Across the stretch of history men have built on the foundations of previous generations and cultures so that our settlements are layered strata of debris, ruins and waste – becoming part of the ground and requiring expertise and patience to decipher through acts of sifting, separation, classification and interpretation. Through engagement with cartography, archaeology and philology new architectural readings may be made and drawn out. As physical layers are compacted, excavated and built on so are the stories, myths and historical records of a culture and society. We are thus interested in the act of curation at various levels and scales and in a variety of circumstances and situations.
We will start the year with a project to reinterpret Soane’s Primitive Hut in Lincoln’s Inn Fields. Unit 14 will use the idea of the primitive hut to discuss the beginnings of architecture, what is real and what is imagined, and to explore singular form, repetition and seriality in a landscape setting.

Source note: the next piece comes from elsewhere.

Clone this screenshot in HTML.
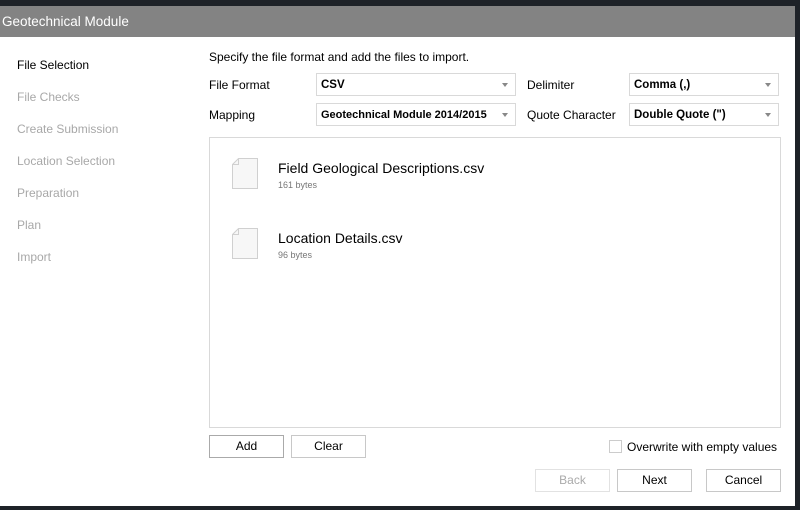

We are interested in how the primitive hut is conceived and made, the means of production and also how it will be perceived and occupied in the context of our own time – a time of irresistible expansion, simultaneous reduction in space standards, extremes of poverty and wealth, privilege and the lack of opportunity.
We will explore cinematic techniques of making and representation - architecture as mise-en-scène, using the storyboard as well as technical drawing and modelled assemblage to study and test propositions. Through mise-en-scène one conveys tone, meaning, atmosphere and narrative information.
The unit trip in November will be to Rome and the Roman Campagna. We will visit Cinecittà, explore sites of accumulation and excavation in Ancient Rome and other less obvious places. We will reference post-war Italian cinema. We will also reference Arte Povera, Schwitters’s Merzbau, Helen Chadwick’s Oval Court/ Carcass, Luigi Moretti’s Il Girasole and the work of other artists and architects to investigate the potential of found, ‘poor’ materials to be gathered, sorted, reused and reinvented in the architectural project. We will contrast this with carved or worked stone and marble which involves a process of reduction. The residual dust and fragments may also be utilized as the basis for hybrid building materials.
The major project will be to design an archive – building and landscape, in the Roman Campagna. The proposal should demonstrate a curatorial engagement with the act of accumulation. It is an invitation to form an attitude to economy and efficiency, dressing and adornment, accommodation and display, rarity and the commonplace in the process of deciding and representing what is of value in your design and your work.